Job Envy: Scott Brooks
35, VP of Broadcast and Creative, St. Louis Rams
As the “head coach” of all things broadcast for the St. Louis Rams, it’s Scott Brooks’ job to make the action on the field a reality—so much so that you can smell the sweat through your TV. If his awards and accolades are any indication, we’d say he’s at the top of his game.
HOW HE GOT INTO THE BIZ
The saying, “Luck is when preparation meets opportunity,” applies often in the sports world. I attended Georgia State University on a cross-country and track scholarship. During my senior year, I was searching for an internship and my coach introduced me to the marketing manager for the Atlanta Thrashers, who was a former runner at Georgia State. I was able to get my foot in the door to prove myself, and at the end of my internship, I was offered a full-time position in the game presentation department.
I majored in public relations and minored in marketing at Georgia State University. I worked my way through college in the sports information department, wrote for the newspaper and hosted a weekly radio show.
BEST WORK DAY EVER
Opening Day in the NFL is filled with excitement to see how new players are going to perform and what the new season will bring. For what we do in broadcasting, this is our time to entertain the fans with all the elements we have worked so hard on in the off-season.
WHY HIS JOB ROCKS
I get to be the conductor of an orchestra (a stadium full of people) on game day. It’s indescribable to see the fans’ emotional reactions to something you’ve created—whether it’s a tribute, funny skit or pump-up video. The ultimate high is when your work encourages everyone to yell in unison for the home team.

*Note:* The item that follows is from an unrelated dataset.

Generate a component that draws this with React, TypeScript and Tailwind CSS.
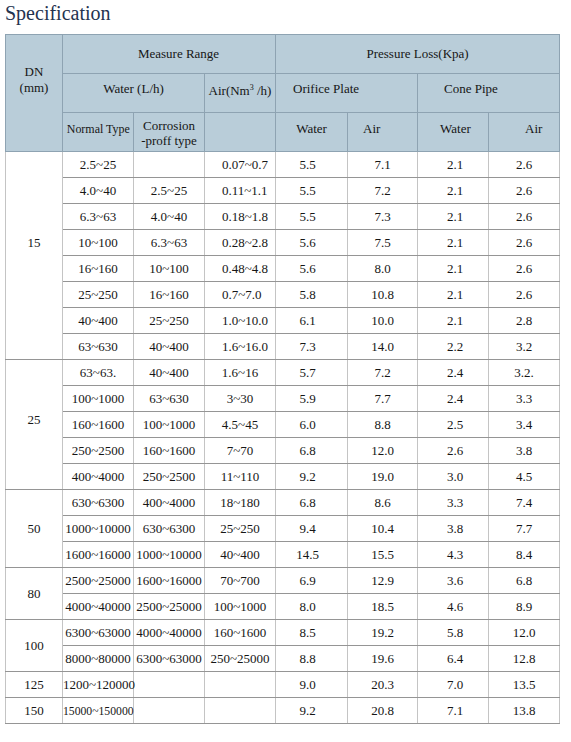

I start out with a morning run of three to five miles, which helps me generate creative ideas and problem solve any issues that may be on the rise. Each day is different—there’s always a new project, whether it’s coming up with an idea for a sponsor, producing one of our TV shows or writing a script for game day.
Our in-house team (Rams Broadcasting Network) was honored this past off-season to be recognized with several awards for the production efforts of the team: 32 Telly Awards, a silver medal at the New York Television and Film Awards, a Mid-America Emmy and the Best Overall Video Display for NFL. That’s the equivalent to winning the Super Bowl in production.
BEST JOB PERK
As a fan of the game, there isn’t a better place to be than my producing spot in the control room at home games, where I have access to every camera angle and replay in the building. Still, at away games, it’s tough to beat shooting video on the sidelines right by the action. I’ve seen a few plays a little too up close and personal when they have continued out of bounds. Recommendation: Keep your head on a swivel. You don’t want to be the guy who makes ESPN’s “not so top ten.”
ONE THING PEOPLE WOULD BE SURPRISED TO LEARN
The amount of time we spend at work. There are truly no days off in the season. We are always working on the next show or game day. Our off-season is just as busy as we continuously work to improve and create entertaining content for the fans.
FAVORITE INDUSTRY ANECDOTE
When I was starting out in Atlanta with the Thrashers, my roommate came to a game with his twin sisters, so I decided they would be great targets for the kiss cam. Remember, the person who gives you tickets to the game knows where you are sitting!
GOALS FOR THE FUTURE
To continually push ourselves to be recognized as the best production team in the NFL and in all professional sports.